No serologic data were available from persons in Ogooue´-Ivindo Province before the first epidemic. This low percentage of seropositviity suggests that the circulation of EBO is a new phenomenon in the area, affecting mainly people living deep in the forest in temporary encampments. There are interesting demographic and ecologic differences between the sites of the first two epidemics. The disturbance of the forest integrity is one common feature between the two sites, but the one important difference is the permanence and the size of the population around Mayibout 2, which might permit the virus, once present in the area, to circulate within the human population. Both the reservoir and the vector for the EBO virus as still unknown.

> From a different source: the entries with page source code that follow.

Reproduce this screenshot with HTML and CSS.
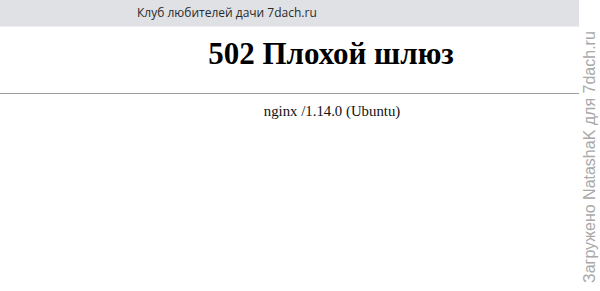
FILE: index.html
```html
<!DOCTYPE html>
<html lang="ru">
  <head>
    <meta charset="UTF-8" />
    <meta name="viewport" content="width=device-width, initial-scale=1.0" />
    <title>502 Плохой шлюз</title>
    <link rel="stylesheet" href="styles.css">
  </head>
  <body>
    <div class="topbar">Клуб любителей дачи 7dach.ru</div>
    <h1 class="centered">502 Плохой шлюз</h1>
    <hr />
    <p class="centered server">nginx /1.14.0 (Ubuntu)</p>
    <div class="watermark">
      <span>Загружено NatashaK для 7dach.ru</span>
    </div>
  </body>
</html>
```

FILE: styles.css
```css
body {
  margin: 0;
  background: #fff;
  font-family: 'Liberation Serif', 'Times New Roman', serif;
  color: #111;
  overflow: hidden;
  position: relative;
  height: 291px;
}
.topbar {
  height: 27px;
  line-height: 25px;
  padding-left: 137px;
  background: #dfe1e5;
  font-family: 'Open Sans', sans-serif;
  font-size: 12px;
  color: #2a2a2a;
  border-bottom: 1px solid #eef0f2;
  box-sizing: border-box;
}
/* the original page was wider, so its centre sits right of ours */
.centered {
  padding-left: 62px;
  text-align: center;
}
h1 {
  margin: 0;
  padding-top: 9px;
  font-size: 31px;
  line-height: 36px;
  font-weight: bold;
  color: #000;
}
hr {
  margin: 21px 0 0;
  border: 0;
  border-top: 1px solid #9c9c9c;
  height: 0;
}
.server {
  margin: 8px 0 0;
  padding-left: 64px;
  font-size: 14.8px;
  line-height: 18px;
}
.watermark {
  position: absolute;
  top: 0;
  right: 0;
  bottom: 0;
  width: 21px;
  background: #fff;
  writing-mode: vertical-rl;
  transform: rotate(180deg);
  font-family: 'Liberation Sans', Arial, sans-serif;
  font-size: 16px;
  line-height: 21px;
  color: #a9a9a9;
  padding-top: 8px;
  box-sizing: border-box;
}
```
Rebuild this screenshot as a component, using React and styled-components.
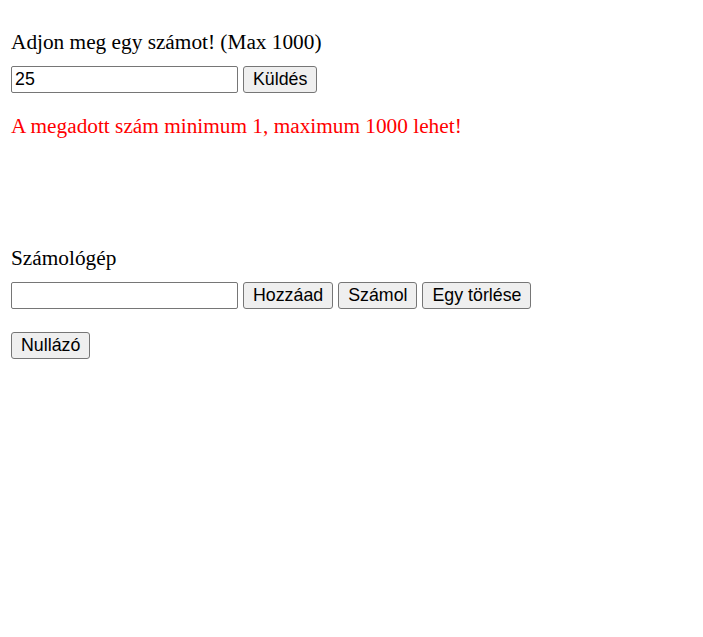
import styled, { createGlobalStyle } from "styled-components";

const GlobalStyle = createGlobalStyle`
  body {
    margin: 0;
    background: #fff;
    font-family: "Liberation Serif", "Times New Roman", serif;
  }
`;

const Page = styled.div`
  padding: 0 10px 0 11px;
`;

const Section = styled.section`
  display: flex;
  flex-direction: column;
  align-items: flex-start;
`;

const Heading = styled.p`
  margin: ${(p) => p.$top}px 0 0;
  font-size: 21.3px;
  line-height: 24px;
  color: ${(p) => (p.$error ? "#ff0000" : "#000")};
`;

const Row = styled.div`
  display: flex;
  align-items: center;
  gap: 5px;
  margin-top: ${(p) => p.$top}px;
`;

const Input = styled.input`
  box-sizing: border-box;
  width: 227px;
  height: 27px;
  margin: 0;
  padding: 1px 3px;
  border: 1px solid #767676;
  border-radius: 2px;
  font-family: "Liberation Sans", Arial, sans-serif;
  font-size: 17.8px;
  color: #000;
  background: #fff;
`;

const Button = styled.button`
  box-sizing: border-box;
  height: 27px;
  margin: 0;
  padding: 1px 9px;
  border: 1px solid #767676;
  border-radius: 3px;
  background: #efefef;
  font-family: "Liberation Sans", Arial, sans-serif;
  font-size: 17.8px;
  color: #000;
`;

export default function App() {
  return (
    <Page>
      <GlobalStyle />
      <Section>
        <Heading $top={30}>Adjon meg egy számot! (Max 1000)</Heading>
        <Row $top={12}>
          <Input defaultValue="25" />
          <Button>Küldés</Button>
        </Row>
        <Heading $top={21} $error>
          A megadott szám minimum 1, maximum 1000 lehet!
        </Heading>
      </Section>
      <Section>
        <Heading $top={108}>Számológép</Heading>
        <Row $top={12}>
          <Input />
          <Button>Hozzáad</Button>
          <Button>Számol</Button>
          <Button>Egy törlése</Button>
        </Row>
        <Row $top={23}>
          <Button>Nullázó</Button>
        </Row>
      </Section>
    </Page>
  );
}
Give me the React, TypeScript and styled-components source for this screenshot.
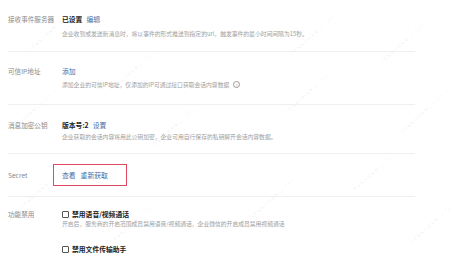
import React from "react";
import styled, { createGlobalStyle } from "styled-components";

const Global = createGlobalStyle`
  html, body { margin: 0; padding: 0; background: #fff; }
  body { font-family: "Noto Sans CJK SC", "Noto Sans", sans-serif; }
`;

const Page = styled.div`
  position: relative;
  width: 474px;
  height: 253px;
  overflow: hidden;
  background: #fff;
`;

const List = styled.div`
  width: 407px;
  margin-left: 8px;
  display: flex;
  flex-direction: column;
`;

const Section = styled.div<{ $pt: number; $pb: number; $last?: boolean }>`
  display: flex;
  align-items: flex-start;
  padding-top: ${(p) => p.$pt}px;
  padding-bottom: ${(p) => p.$pb}px;
  border-bottom: ${(p) => (p.$last ? "none" : "1px solid #efefef")};
`;

const Label = styled.div<{ $mt?: number }>`
  width: 54px;
  flex: none;
  font-size: 6.6px;
  line-height: 12px;
  color: #8a8a8a;
  white-space: nowrap;
  margin-top: ${(p) => p.$mt ?? 0}px;
`;

const Body = styled.div`
  display: flex;
  flex-direction: column;
`;

const ValueLine = styled.div`
  display: flex;
  align-items: center;
  gap: 4px;
  font-size: 6.8px;
  line-height: 12px;
  color: #222;
`;

const Strong = styled.span`
  font-weight: 700;
  color: #222;
`;

const Link = styled.span`
  color: #3f6ea8;
`;

const Desc = styled.div<{ $mt?: number }>`
  margin-top: ${(p) => p.$mt ?? 3}px;
  font-size: 5.8px;
  line-height: 9px;
  color: #a0a0a0;
  white-space: nowrap;
  display: flex;
  align-items: center;
  gap: 2px;
`;

const InfoIcon = styled.span`
  display: inline-flex;
  align-items: center;
  justify-content: center;
  width: 5px;
  height: 5px;
  border: 0.8px solid #999;
  border-radius: 50%;
  font-size: 4px;
  line-height: 1;
  color: #999;
  margin-left: 2px;
`;

const HighlightBox = styled.div`
  margin-left: -9px;
  width: 74px;
  height: 22px;
  border: 1.2px solid #e0495f;
  display: flex;
  align-items: center;
  padding-left: 8px;
  gap: 5px;
  font-size: 6.8px;
  color: #3f6ea8;
  box-sizing: border-box;
`;

const CheckRow = styled.div<{ $mt?: number }>`
  display: flex;
  align-items: center;
  gap: 3px;
  margin-top: ${(p) => p.$mt ?? 0}px;
  font-size: 6.8px;
  line-height: 12px;
  color: #222;
  font-weight: 700;
`;

const Box = styled.span`
  width: 5px;
  height: 5px;
  border: 0.8px solid #555;
  border-radius: 1px;
  background: #fff;
  flex: none;
`;

const Watermark = styled.div`
  position: absolute;
  font-size: 4.6px;
  color: rgba(0, 0, 0, 0.07);
  white-space: nowrap;
  transform: rotate(-42deg);
  transform-origin: left center;
  pointer-events: none;
  font-family: "Noto Sans CJK SC", sans-serif;
`;

const marks = [
  { x: 28, y: 48 },
  { x: 110, y: 88 },
  { x: 290, y: 52 },
  { x: 380, y: 60 },
  { x: 400, y: 130 },
  { x: 8, y: 130 },
  { x: 150, y: 145 },
  { x: 285, y: 110 },
  { x: 20, y: 205 },
  { x: 110, y: 240 },
  { x: 250, y: 215 },
  { x: 350, y: 190 },
  { x: 410, y: 240 },
];

export default function App() {
  return (
    <Page>
      <Global />
      <List>
        <Section $pt={13} $pb={13}>
          <Label>接收事件服务器</Label>
          <Body>
            <ValueLine>
              <Strong>已设置</Strong>
              <Link>编辑</Link>
            </ValueLine>
            <Desc $mt={4}>
              企业收到或发送新消息时，将以事件的形式推送到指定的url，触发事件的最小时间间隔为15秒。
            </Desc>
          </Body>
        </Section>
        <Section $pt={13} $pb={15}>
          <Label>可信IP地址</Label>
          <Body>
            <ValueLine>
              <Link>添加</Link>
            </ValueLine>
            <Desc $mt={3}>
              添加企业的可信IP地址，仅添加的IP可通过接口获取会话内容数据
              <InfoIcon>?</InfoIcon>
            </Desc>
          </Body>
        </Section>
        <Section $pt={14} $pb={12}>
          <Label>消息加密公钥</Label>
          <Body>
            <ValueLine>
              <Strong>版本号:2</Strong>
              <Link>设置</Link>
            </ValueLine>
            <Desc $mt={1}>
              企业获取的会话内容将用此公钥加密，企业可用自行保存的私钥解开会话内容数据。
            </Desc>
          </Body>
        </Section>
        <Section $pt={10} $pb={10}>
          <Label $mt={5}>Secret</Label>
          <HighlightBox>
            <span>查看</span>
            <span>重新获取</span>
          </HighlightBox>
        </Section>
        <Section $pt={11} $pb={0} $last>
          <Label>功能禁用</Label>
          <Body>
            <CheckRow>
              <Box />
              禁用语音/视频通话
            </CheckRow>
            <Desc $mt={-1}>
              开启后，服务商的开启范围成员禁用语音/视频通话，企业微信的开启成员禁用视频通话
            </Desc>
            <CheckRow $mt={15}>
              <Box />
              禁用文件传输助手
            </CheckRow>
          </Body>
        </Section>
      </List>
      {marks.map((m, i) => (
        <Watermark key={i} style={{ left: m.x, top: m.y }}>
          北京某某科技有限公司 0065
        </Watermark>
      ))}
    </Page>
  );
}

It is very clear that the use of simple barrier nursing methods in even the most basic of hospital settings is sufficient to limit the spread of this disease. Nosocomial spread of infection due to the lack of recognition of the disease and the dearth of training and material available to establish simple barrier nursing remains the root cause of most of the disease observed to date. From the public health point of view, this remains a basic goal for the prevention of EHF epidemics. Preventing primary infection certainly requires the identification of risk factors and the reservoir, something that continues to elude us.